We think the whole approach of the majority misses the point: that with this type of instrument the meaning should not depend on hypertechnical dissections and legal precedent. Rather, a truly ambiguous mortgage clause such as this should be construed in favor of the borrower — not the bank which drew it.

Accordingly, I dissent and vote that the order of the Appellate Division should be reversed.

Judges Jasen, Jones and Fuchsberg concur with Judge Meyer; Judge Wachtler dissents and votes to reverse in a separate opinion in which Chief Judge Cooke and Judge Gabrielli concur.

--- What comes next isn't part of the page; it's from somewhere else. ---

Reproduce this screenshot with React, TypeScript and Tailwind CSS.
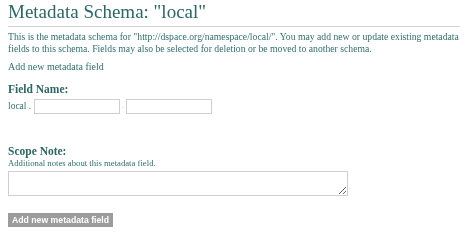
export default function App() {
  return (
    <div className="w-[474px] h-[240px] bg-white px-2 overflow-hidden text-[#336e6e] font-['Liberation_Serif','Times_New_Roman',serif]">
      <h1 className="pt-[1px] text-[19px] leading-[22px] text-[#2c6666]">Metadata Schema: "local"</h1>
      <div className="mt-[3px] w-[452px] border-t border-[#d4d4d4]" />
      <p className="mt-[4px] text-[9.7px] leading-[12px]">
        This is the metadata schema for "http://dspace.org/namespace/local/". You may add new or update existing
        metadata fields to this schema. Fields may also be selected for deletion or be moved to another schema.
      </p>
      <p className="mt-[6px] text-[10px] leading-[12px]">Add new metadata field</p>

      <h2 className="mt-[9px] text-[11.5px] leading-[14px] font-bold text-[#2c6666]">Field Name:</h2>
      <div className="mt-[3px] flex h-[15px] items-center text-[9.5px]">
        <span>local .</span>
        <input className="ml-[3px] h-[15px] w-[86px] border border-[#cfcfcf] bg-white" />
        <span className="mx-[2px] text-[7px] text-[#aaa]">.</span>
        <input className="h-[15px] w-[86px] border border-[#cfcfcf] bg-white" />
      </div>

      <h2 className="mt-[30px] text-[11.5px] leading-[14px] font-bold text-[#2c6666]">Scope Note:</h2>
      <p className="text-[8.7px] leading-[10px]">Additional notes about this metadata field.</p>
      <textarea className="mt-[3px] block h-[25px] w-[340px] resize border border-[#cfcfcf] bg-white" />
      <button className="mt-[17px] block h-[14px] bg-[#9c9c9c] px-[4px] font-['Liberation_Sans',Arial,sans-serif] text-[8.7px] font-bold leading-[14px] text-white">
        Add new metadata field
      </button>
    </div>
  );
}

Order affirmed, with costs. 
      
      . Whether the total tax paid is correct is not an issue in this proceeding. Section 256 of the Tax law provides that if the indebtedness which by any contingency may be secured by the mortgage is not determinable from its terms, the tax shall be computed on the value of the property covered by the mortgage.
     
      
      . Nothing in our decision in First Nat. City Bank v Tara Fealty Corp. (48 NY2d 793), reversing for the reasons stated in the Appellate Division dissent (64 AD2d 460, 462-465), is contrary to the conclusion now reached. The future advance provision in Tara was in an unrecorded instrument of which the subsequent encumbrancer had no knowledge, and the Appellate Division dissent concluded that “The recording statutes protect only those interests that are recorded and only to the extent indicated in the recorded instrument,” and held, therefore, that the $100,000 referred to in the recorded instrument having been repaid the mortgage was as to a subsequent encumbrancer extinguished.